When I first started dating my current gf I enquired if she ever had a relationship with a guy she was still in contact with. She denied it.
She is still messaging the guy because he was her sports coach and they talk about sports/how she can get better/mundane shit. I later found out that they were flirting/sent pics before i was involved but thats all. (I know thats all it was becuase i suspected she was lying and snooped on her phone. Dick move). I confront her about it. She apologises, says it was wrong and discontinues any contact with the guy.
That leaves me feeling burnt that she was still speaking to him after we were official (even if it was in a professional manner) and gives me trust issues. Here's the scenario's that keep circulating in my mind where now I don't really know what to think.
Scenario 1# she shouldn't of spoke to him, lied about the flirting and I'm right to dump her.
Scenario 2# it was wrong, but nothing happened.

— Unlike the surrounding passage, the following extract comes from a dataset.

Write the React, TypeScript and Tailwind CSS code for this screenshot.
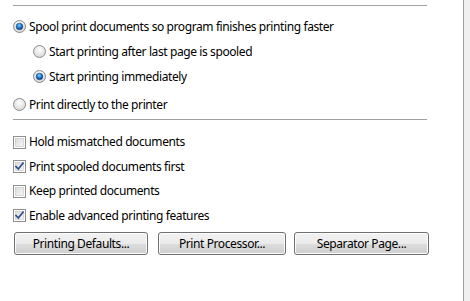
import React from "react";

function Radio({ checked }: { checked?: boolean }) {
  return (
    <svg width="13" height="13" viewBox="0 0 13 13" className="shrink-0">
      <defs>
        <radialGradient id="rbg" cx="50%" cy="35%" r="65%">
          <stop offset="0%" stopColor="#ffffff" />
          <stop offset="100%" stopColor="#d6d6d6" />
        </radialGradient>
        <radialGradient id="rdot" cx="45%" cy="35%" r="60%">
          <stop offset="0%" stopColor="#8fd3ff" />
          <stop offset="55%" stopColor="#1f7fd6" />
          <stop offset="100%" stopColor="#0b3d7a" />
        </radialGradient>
      </defs>
      <circle cx="6.5" cy="6.5" r="6" fill="url(#rbg)" stroke="#8c8c8c" strokeWidth="1" />
      {checked && <circle cx="6.5" cy="6.5" r="3.3" fill="url(#rdot)" stroke="#1c4a84" strokeWidth="0.6" />}
    </svg>
  );
}

function Check({ checked }: { checked?: boolean }) {
  return (
    <svg width="13" height="13" viewBox="0 0 13 13" className="shrink-0">
      <defs>
        <linearGradient id="cbg" x1="0" y1="0" x2="1" y2="1">
          <stop offset="0%" stopColor="#dcdcdc" />
          <stop offset="100%" stopColor="#f6f6f6" />
        </linearGradient>
      </defs>
      <rect x="0.5" y="0.5" width="12" height="12" fill="#ffffff" stroke="#8e8f8f" />
      <rect x="2.5" y="2.5" width="8" height="8" fill="url(#cbg)" stroke="#b8b8b8" strokeWidth="0.5" />
      {checked && (
        <path d="M3 6.6 L5.3 9 L10 3.2" fill="none" stroke="#2a4f8f" strokeWidth="1.7" strokeLinecap="square" />
      )}
    </svg>
  );
}

function Btn({ label, w }: { label: string; w: string }) {
  return (
    <div
      className={`${w} h-[23px] rounded-[3px] border border-[#707070] bg-[linear-gradient(#f2f2f2_0%,#ebebeb_50%,#dddddd_51%,#cfcfcf_100%)] flex items-center justify-center shadow-[inset_0_0_0_1px_#fcfcfc]`}
    >
      <span>{label}</span>
    </div>
  );
}

export default function App() {
  return (
    <div
      className="w-[470px] h-[301px] bg-white flex text-[12px] tracking-[-0.4px] text-black overflow-hidden"
      style={{ fontFamily: '"Noto Sans", "Liberation Sans", sans-serif' }}
    >
      <div className="w-[463px] flex flex-col pt-[5px]">
        <div className="ml-[13px] w-[414px] h-px bg-[#a0a0a0]" />
        <div className="mt-[8px] ml-[13px] h-[25px] flex items-center gap-[3px]">
          <Radio checked />
          <span>Spool print documents so program finishes printing faster</span>
        </div>
        <div className="ml-[33px] h-[25px] flex items-center gap-[3px]">
          <Radio />
          <span>Start printing after last page is spooled</span>
        </div>
        <div className="ml-[33px] h-[25px] flex items-center gap-[3px]">
          <Radio checked />
          <span>Start printing immediately</span>
        </div>
        <div className="mt-[3px] ml-[13px] h-[25px] flex items-center gap-[3px]">
          <Radio />
          <span>Print directly to the printer</span>
        </div>
        <div className="mt-[2px] ml-[13px] w-[414px] h-px bg-[#a0a0a0]" />
        <div className="mt-[10px] ml-[13px] h-[24.5px] flex items-center gap-[3px]">
          <Check />
          <span>Hold mismatched documents</span>
        </div>
        <div className="ml-[13px] h-[24.5px] flex items-center gap-[3px]">
          <Check checked />
          <span>Print spooled documents first</span>
        </div>
        <div className="ml-[13px] h-[24.5px] flex items-center gap-[3px]">
          <Check />
          <span>Keep printed documents</span>
        </div>
        <div className="ml-[13px] h-[24.5px] flex items-center gap-[3px]">
          <Check checked />
          <span>Enable advanced printing features</span>
        </div>
        <div className="mt-[4px] ml-[14px] flex">
          <Btn label="Printing Defaults..." w="w-[134px]" />
          <div className="ml-[10px]">
            <Btn label="Print Processor..." w="w-[128px]" />
          </div>
          <div className="ml-[8px]">
            <Btn label="Separator Page..." w="w-[135px]" />
          </div>
        </div>
      </div>
      <div className="w-px h-full bg-[#a0a0a0]" />
      <div className="flex-1 h-full bg-[#f0f0f0]" />
    </div>
  );
}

It was never going to go anywhere and she was speaking to him about training. Let it be. Nobodies perfect. She loves me.
Scenario 3# she doesn't need to tell you anything about past flirting. It was OK for her to speak to her coach. I'm overreacting and making her feel like a pos for nothing.
Pick one or give me your opinion folks
You know her decently well I'm assuming?
I've always kind of gone by the 'do unto others as you'd have them do unto you' type of philosophy. So ask yourself this -if this situation were reversed, and she had asked you the same question only to come to find out you were lying in the same manner, would she be pissed about it?
Part of being in a good relationship is mutual respect along with trust. If your answer to my question is 'she'd be straight pissed' then I'd certainly want to know why she thinks it's ok for her to do it. If the answer is 'she most likely wouldn't care' -then I'd asses what you're willing to deal with and discuss it and lay out what you're cool with and not. Because to me, this at the very least comes across as something that bothers you.
Be aware that even tho you lay things out, you may not get the response you want tho, and you have to both deal with and accept that. Level of acceptance being within your control, her response not so much.
Bottom line is, know yourself, and use that to help figure out the person you're looking for. If this is a deal breaker for you and she couldn't care less? Walk. If not, accept it and move on.